## Task directions
Leaving out every picture, quote the data below exactly as it appears.

------------

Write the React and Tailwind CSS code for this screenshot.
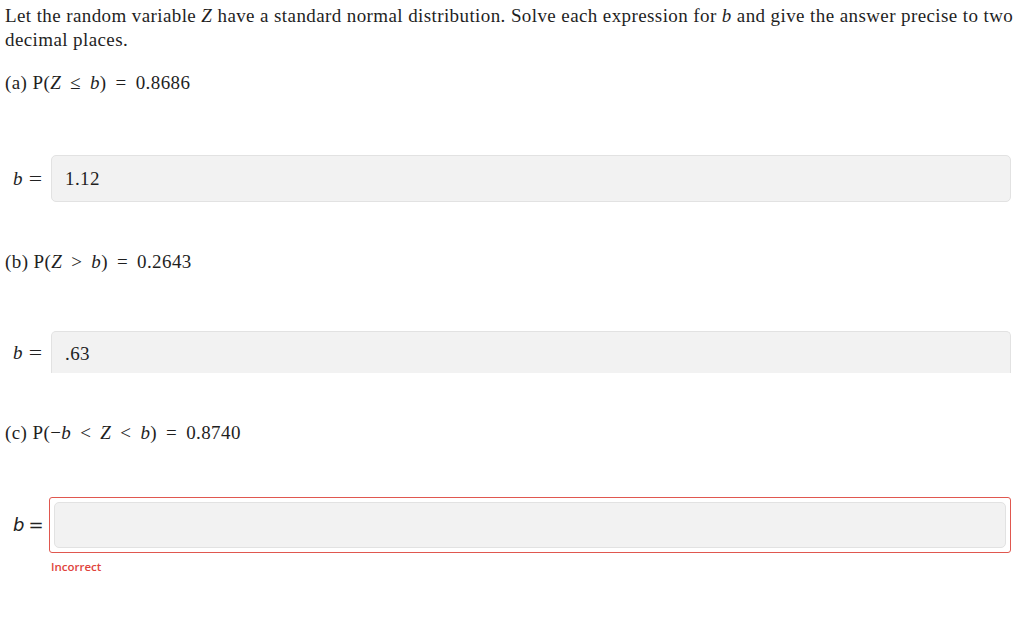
import React from "react";

const M = ({ children }) => (
  <span className="italic font-['Liberation_Serif']">{children}</span>
);

const R = ({ children }) => <span className="mx-[9px]">{children}</span>;

function Label() {
  return (
    <div className="w-[46px] shrink-0 pl-[8px] text-[19px] tracking-normal whitespace-nowrap font-['Liberation_Serif',serif] text-[#222]">
      <span className="italic">b</span>
      <span className="ml-[7px] inline-block scale-x-125">=</span>
    </div>
  );
}

export default function App() {
  return (
    <div className="bg-white min-h-[624px] w-[1024px] px-[5px] pt-[4px] font-['Liberation_Serif',serif] text-[19px] tracking-[0.4px] leading-[24px] text-[#1f1f1f]">
      <p className="whitespace-nowrap">
        Let the random variable <M>Z</M> have a standard normal distribution. Solve each expression for <M>b</M> and give the answer precise to two
        <br />
        decimal places.
      </p>

      <p className="mt-[19px]">
        (a) P(<M>Z</M><R>≤</R><M>b</M>)<R>=</R>0.8686
      </p>

      <div className="mt-[60px] mr-[8px] flex items-center">
        <Label />
        <div className="flex-1 h-[47px] rounded-[5px] border border-[#e2e2e2] bg-[#f2f2f2] pl-[13px] flex items-center">
          1.12
        </div>
      </div>

      <p className="mt-[48px]">
        (b) P(<M>Z</M><R>&gt;</R><M>b</M>)<R>=</R>0.2643
      </p>

      <div className="mt-[57px] mr-[8px] flex items-start">
        <div className="pt-[10px]"><Label /></div>
        <div className="flex-1 h-[42px] rounded-t-[5px] border border-b-0 border-[#e2e2e2] bg-[#f2f2f2] pl-[13px] pt-[10px]">
          .63
        </div>
      </div>

      <p className="mt-[48px]">
        (c) P(−<M>b</M><R>&lt;</R><M>Z</M><R>&lt;</R><M>b</M>)<R>=</R>0.8740
      </p>

      <div className="mt-[52px] mr-[8px] flex items-center">
        <div className="w-[44px] shrink-0 pl-[8px] text-[18px] tracking-normal whitespace-nowrap font-['DejaVu_Sans',sans-serif] text-[#222]">
          <span className="italic">b</span>
          <span className="ml-[4px]">=</span>
        </div>
        <div className="flex-1 h-[56px] rounded-[3px] border border-[#e0574f] p-[4px]">
          <div className="h-full rounded-[5px] border border-[#e2e2e2] bg-[#f2f2f2]" />
        </div>
      </div>
      <div className="ml-[46px] mt-[6px] font-['Open_Sans',sans-serif] text-[11.5px] tracking-normal leading-[16px] font-semibold text-[#e0443c]">
        Incorrect
      </div>
    </div>
  );
}
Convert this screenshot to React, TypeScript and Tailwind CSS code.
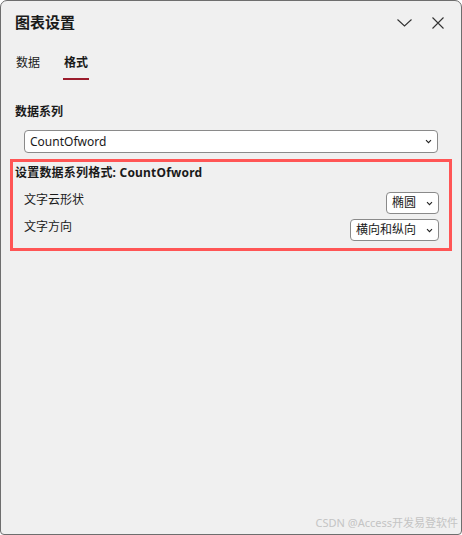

------------

## Result for this exercise
Write the React and Tailwind CSS code for this screenshot.
import React from "react";

const M = ({ children }) => (
  <span className="italic font-['Liberation_Serif']">{children}</span>
);

const R = ({ children }) => <span className="mx-[9px]">{children}</span>;

function Label() {
  return (
    <div className="w-[46px] shrink-0 pl-[8px] text-[19px] tracking-normal whitespace-nowrap font-['Liberation_Serif',serif] text-[#222]">
      <span className="italic">b</span>
      <span className="ml-[7px] inline-block scale-x-125">=</span>
    </div>
  );
}

export default function App() {
  return (
    <div className="bg-white min-h-[624px] w-[1024px] px-[5px] pt-[4px] font-['Liberation_Serif',serif] text-[19px] tracking-[0.4px] leading-[24px] text-[#1f1f1f]">
      <p className="whitespace-nowrap">
        Let the random variable <M>Z</M> have a standard normal distribution. Solve each expression for <M>b</M> and give the answer precise to two
        <br />
        decimal places.
      </p>

      <p className="mt-[19px]">
        (a) P(<M>Z</M><R>≤</R><M>b</M>)<R>=</R>0.8686
      </p>

      <div className="mt-[60px] mr-[8px] flex items-center">
        <Label />
        <div className="flex-1 h-[47px] rounded-[5px] border border-[#e2e2e2] bg-[#f2f2f2] pl-[13px] flex items-center">
          1.12
        </div>
      </div>

      <p className="mt-[48px]">
        (b) P(<M>Z</M><R>&gt;</R><M>b</M>)<R>=</R>0.2643
      </p>

      <div className="mt-[57px] mr-[8px] flex items-start">
        <div className="pt-[10px]"><Label /></div>
        <div className="flex-1 h-[42px] rounded-t-[5px] border border-b-0 border-[#e2e2e2] bg-[#f2f2f2] pl-[13px] pt-[10px]">
          .63
        </div>
      </div>

      <p className="mt-[48px]">
        (c) P(−<M>b</M><R>&lt;</R><M>Z</M><R>&lt;</R><M>b</M>)<R>=</R>0.8740
      </p>

      <div className="mt-[52px] mr-[8px] flex items-center">
        <div className="w-[44px] shrink-0 pl-[8px] text-[18px] tracking-normal whitespace-nowrap font-['DejaVu_Sans',sans-serif] text-[#222]">
          <span className="italic">b</span>
          <span className="ml-[4px]">=</span>
        </div>
        <div className="flex-1 h-[56px] rounded-[3px] border border-[#e0574f] p-[4px]">
          <div className="h-full rounded-[5px] border border-[#e2e2e2] bg-[#f2f2f2]" />
        </div>
      </div>
      <div className="ml-[46px] mt-[6px] font-['Open_Sans',sans-serif] text-[11.5px] tracking-normal leading-[16px] font-semibold text-[#e0443c]">
        Incorrect
      </div>
    </div>
  );
}
Convert this screenshot to React, TypeScript and Tailwind CSS code.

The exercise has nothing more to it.